Data section →
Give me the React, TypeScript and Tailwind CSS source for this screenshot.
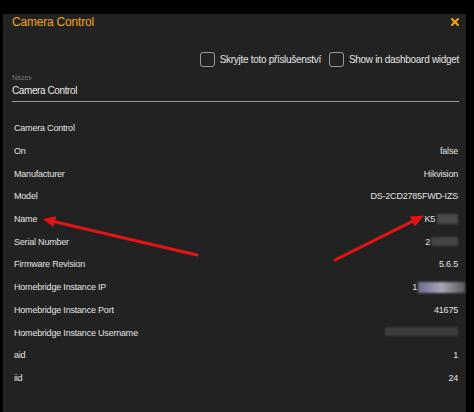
import React from "react";

const rows: { label: string; value: React.ReactNode }[] = [
  { label: "Camera Control", value: "" },
  { label: "On", value: "false" },
  { label: "Manufacturer", value: "Hikvision" },
  { label: "Model", value: "DS-2CD2785FWD-IZS" },
  {
    label: "Name",
    value: (
      <span className="flex items-center">
        <span>K5</span>
        <span className="ml-[2px] inline-block h-[10px] w-[21px] bg-[#4a4a4a] blur-[1px]" />
      </span>
    ),
  },
  {
    label: "Serial Number",
    value: (
      <span className="flex items-center">
        <span>2</span>
        <span className="ml-[1px] inline-block h-[9px] w-[27px] bg-[#454545] blur-[1px]" />
      </span>
    ),
  },
  { label: "Firmware Revision", value: "5.6.5" },
  {
    label: "Homebridge Instance IP",
    value: (
      <span className="-mr-[7px] flex items-center">
        <span>1</span>
        <span className="ml-[1px] inline-block h-[11px] w-[47px] bg-gradient-to-r from-[#6e6c90] via-[#a8a8b8] to-[#5a5a5a] blur-[1px]" />
      </span>
    ),
  },
  { label: "Homebridge Instance Port", value: "41675" },
  {
    label: "Homebridge Instance Username",
    value: <span className="inline-block h-[9px] w-[73px] bg-[#3d3d3d] blur-[1px]" />,
  },
  { label: "aid", value: "1" },
  { label: "iid", value: "24" },
];

function Checkbox({ label }: { label: string }) {
  return (
    <div className="flex items-center">
      <span className="inline-block h-[15px] w-[15px] rounded-[3px] border-[1.5px] border-[#9a9a9a]" />
      <span className="ml-[5px] text-[10px] leading-[14px] tracking-[-0.3px] text-[#e2e2e2]">{label}</span>
    </div>
  );
}

export default function App() {
  return (
    <div
      className="relative h-[412px] w-[474px] overflow-hidden bg-black pl-[3px] pt-[4px] font-['Liberation_Sans',Arial,sans-serif]"
    >
      <div className="h-[401px] w-[463px] bg-[#222222] pl-[9px] pr-[7px]">
        <div className="mt-[10px] flex h-[16px] items-center justify-between">
          <span className="text-[12px] leading-[16px] tracking-[-0.2px] text-[#f3a41c]">Camera Control</span>
          <svg width="8" height="8" viewBox="0 0 8 8">
            <path d="M1 1L7 7M7 1L1 7" stroke="#f3a41c" strokeWidth="2" strokeLinecap="square" />
          </svg>
        </div>
        <div className="mt-[22px] flex h-[15px] items-center justify-end gap-[8px]">
          <Checkbox label="Skryjte toto příslušenství" />
          <Checkbox label="Show in dashboard widget" />
        </div>
        <div className="mt-[6px] text-[7px] leading-[9px] text-[#777777]">Název</div>
        <div className="border-b border-[#9a9a9a] pb-[3px] pt-[2px] text-[10px] leading-[14px] tracking-[-0.4px] text-[#e8e8e8]">
          Camera Control
        </div>
        <div className="mt-[15px] pl-[2px] pr-[1px]">
          {rows.map((r) => (
            <div
              key={r.label}
              className="flex h-[22.7px] items-center justify-between text-[9px] leading-[12px] tracking-[-0.2px] text-[#e2e2e2]"
            >
              <span>{r.label}</span>
              <span>{r.value}</span>
            </div>
          ))}
        </div>
      </div>
      <svg
        className="pointer-events-none absolute left-0 top-0"
        width="474"
        height="412"
        viewBox="0 0 474 412"
      >
        <line x1="197" y1="255" x2="54.7" y2="221.7" stroke="#e41414" strokeWidth="3" strokeLinecap="round" />
        <polygon points="43,219 56.2,216.3 53.2,227.1" fill="#e41414" />
        <line x1="335" y1="260" x2="412.3" y2="221.4" stroke="#e41414" strokeWidth="3" strokeLinecap="round" />
        <polygon points="424,215.5 414.9,226.4 409.7,216.4" fill="#e41414" />
      </svg>
    </div>
  );
}
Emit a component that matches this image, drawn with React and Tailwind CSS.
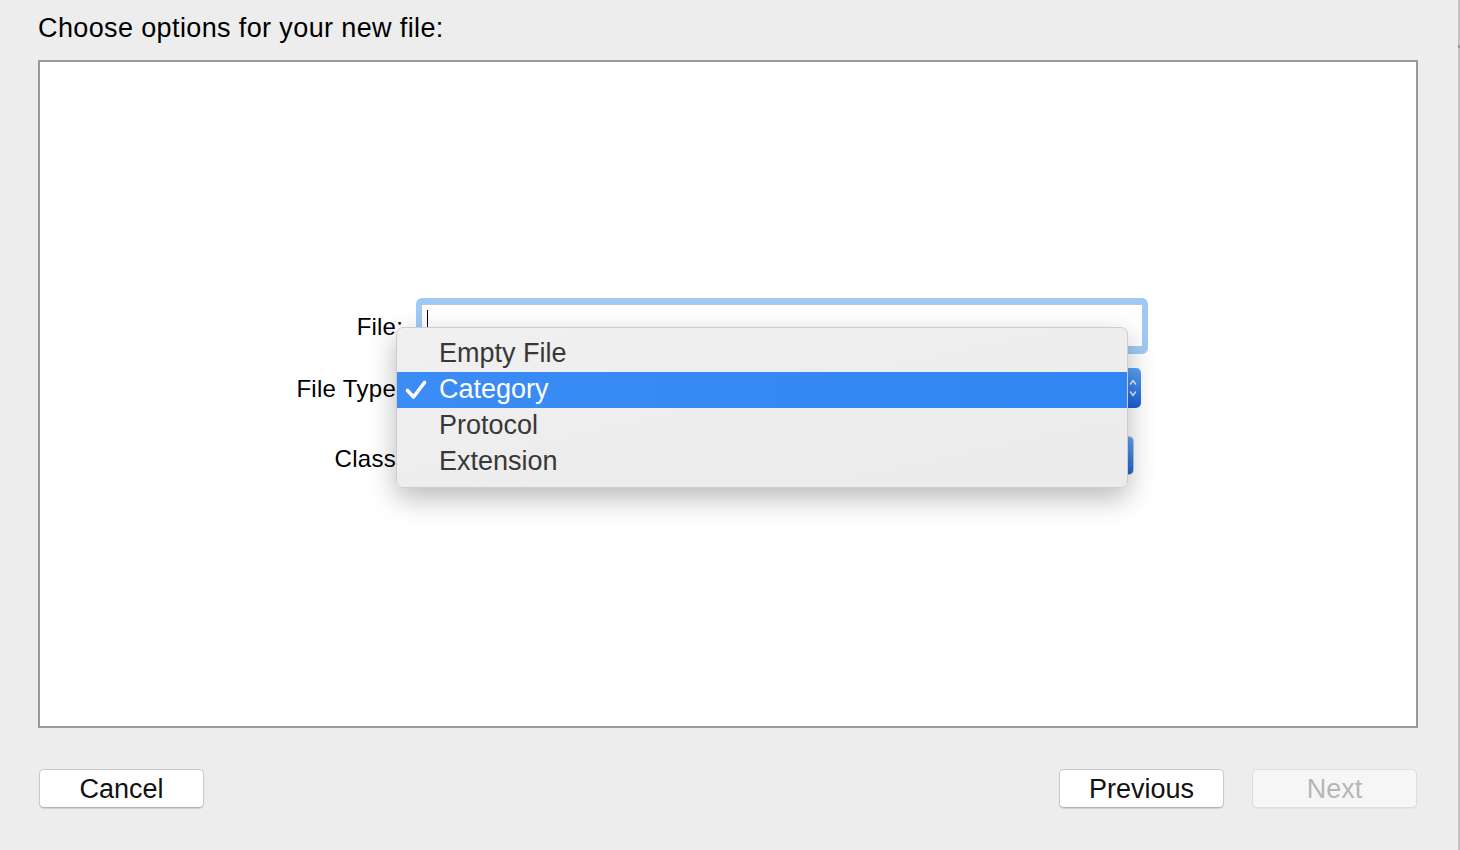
import React from 'react';

const font = "font-['Liberation_Sans',Arial,sans-serif]";

const MenuItem = ({ label, selected }) => (
    <div
        className={`flex items-start h-[36px] leading-[34px] text-[27px] ${
            selected ? 'bg-gradient-to-r from-[#3b8cf5] to-[#3186f3] text-white' : 'text-[#383838]'
        }`}
    >
        <div className="w-[42px] h-full flex items-center pl-[8px]">
            {selected && (
                <svg width="22" height="20" viewBox="0 0 22 20">
                    <path d="M2.5 10.5 L8.5 17 L19.5 2.5" fill="none" stroke="white" strokeWidth="3.6" strokeLinecap="round" strokeLinejoin="round" />
                </svg>
            )}
        </div>
        <span>{label}</span>
    </div>
);

const Button = ({ children, disabled }) => (
    <button
        className={`w-[165px] h-[39px] rounded-[5px] border text-[27px] leading-[38px] text-center ${
            disabled
                ? 'bg-[#f6f6f6] border-[#dedede] text-[#b6b6b6] shadow-[0_1px_0_rgba(0,0,0,0.04)]'
                : 'bg-white border-[#c9c9c9] border-b-[#b3b3b3] text-[#111] shadow-[0_1px_1px_rgba(0,0,0,0.12)]'
        }`}
    >
        {children}
    </button>
);

export default function App() {
    return (
        <div className={`w-[1460px] h-[850px] bg-[#ededed] flex ${font}`}>
            <div className="w-[1458px] flex flex-col pl-[38px] pr-[40px]">
                <h1 className="pt-[12px] text-[27px] leading-[32px] tracking-[0.38px] text-black">Choose options for your new file:</h1>

                <div className="mt-[16px] h-[668px] border-2 border-[#9a9a9a] bg-white">
                    <div className="relative mt-[236px]">
                        {/* File row */}
                        <div className="flex h-[56px]">
                            <div className="w-[363px] text-right text-[24px] leading-[28px] pt-[15px] tracking-[0.2px] text-black">File:</div>
                            <div className="ml-[13px] w-[732px] h-[56px] rounded-[6px] bg-[#9fcaf7] p-[6px] pb-[8px]">
                                <div className="h-full bg-white border-t border-[#c5c5c5] flex items-start pl-[5px] pt-[5px]">
                                    <div className="w-[1px] h-[21px] bg-black" />
                                </div>
                            </div>
                        </div>

                        {/* File Type row */}
                        <div className="flex h-[40px] mt-[14px]">
                            <div className="w-[363px] text-right text-[24px] leading-[28px] pt-[7px] tracking-[0.3px] text-black">File Type:</div>
                            <div className="ml-[20px] w-[718px] h-[40px] rounded-[5px] bg-gradient-to-b from-[#5aa3f8] to-[#1860d6] flex items-center justify-end pr-[4px]">
                                <svg width="8" height="22" viewBox="0 0 8 22">
                                    <path d="M1.5 7 L4 3.5 L6.5 7 M1.5 15 L4 18.5 L6.5 15" fill="none" stroke="#dfe9f7" strokeWidth="1.6" strokeLinecap="round" strokeLinejoin="round" />
                                </svg>
                            </div>
                        </div>

                        {/* Class row */}
                        <div className="flex h-[39px] mt-[28px]">
                            <div className="w-[363px] text-right text-[24px] leading-[28px] pt-[9px] tracking-[0.3px] text-black">Class:</div>
                            <div className="ml-[20px] w-[711px] h-[39px] rounded-[5px] bg-white border border-[#c8c8c8] flex justify-end overflow-hidden">
                                <div className="w-[24px] h-full bg-gradient-to-b from-[#5ea4f6] to-[#1c66db]" />
                            </div>
                        </div>

                        {/* Popup menu */}
                        <div className="absolute left-[356px] top-[29px] w-[732px] h-[161px] rounded-[7px] bg-gradient-to-br from-[#f0f0f0] to-[#ebebeb] border border-[#cdcdcd] pt-[8px] shadow-[0_10px_28px_rgba(0,0,0,0.28)]">
                            <MenuItem label="Empty File" />
                            <MenuItem label="Category" selected />
                            <MenuItem label="Protocol" />
                            <MenuItem label="Extension" />
                        </div>
                    </div>
                </div>

                <div className="mt-[41px] flex items-center justify-between">
                    <div className="pl-[1px]">
                        <Button>Cancel</Button>
                    </div>
                    <div className="flex gap-[28px] pr-[1px]">
                        <Button>Previous</Button>
                        <Button disabled>Next</Button>
                    </div>
                </div>
            </div>
            <div className="w-[2px] h-full bg-[#c3c3c3] flex flex-col">
                <div className="mt-[45px] h-[3px] bg-[#999]" />
            </div>
        </div>
    );
}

Task to carry out →
Reproduce the entries exactly, from the line with "Emit a component" to the line with "your new file:</h1>", both lines included, keeping no pictures.

The output →
Emit a component that matches this image, drawn with React and Tailwind CSS.
import React from 'react';

const font = "font-['Liberation_Sans',Arial,sans-serif]";

const MenuItem = ({ label, selected }) => (
    <div
        className={`flex items-start h-[36px] leading-[34px] text-[27px] ${
            selected ? 'bg-gradient-to-r from-[#3b8cf5] to-[#3186f3] text-white' : 'text-[#383838]'
        }`}
    >
        <div className="w-[42px] h-full flex items-center pl-[8px]">
            {selected && (
                <svg width="22" height="20" viewBox="0 0 22 20">
                    <path d="M2.5 10.5 L8.5 17 L19.5 2.5" fill="none" stroke="white" strokeWidth="3.6" strokeLinecap="round" strokeLinejoin="round" />
                </svg>
            )}
        </div>
        <span>{label}</span>
    </div>
);

const Button = ({ children, disabled }) => (
    <button
        className={`w-[165px] h-[39px] rounded-[5px] border text-[27px] leading-[38px] text-center ${
            disabled
                ? 'bg-[#f6f6f6] border-[#dedede] text-[#b6b6b6] shadow-[0_1px_0_rgba(0,0,0,0.04)]'
                : 'bg-white border-[#c9c9c9] border-b-[#b3b3b3] text-[#111] shadow-[0_1px_1px_rgba(0,0,0,0.12)]'
        }`}
    >
        {children}
    </button>
);

export default function App() {
    return (
        <div className={`w-[1460px] h-[850px] bg-[#ededed] flex ${font}`}>
            <div className="w-[1458px] flex flex-col pl-[38px] pr-[40px]">
                <h1 className="pt-[12px] text-[27px] leading-[32px] tracking-[0.38px] text-black">Choose options for your new file:</h1>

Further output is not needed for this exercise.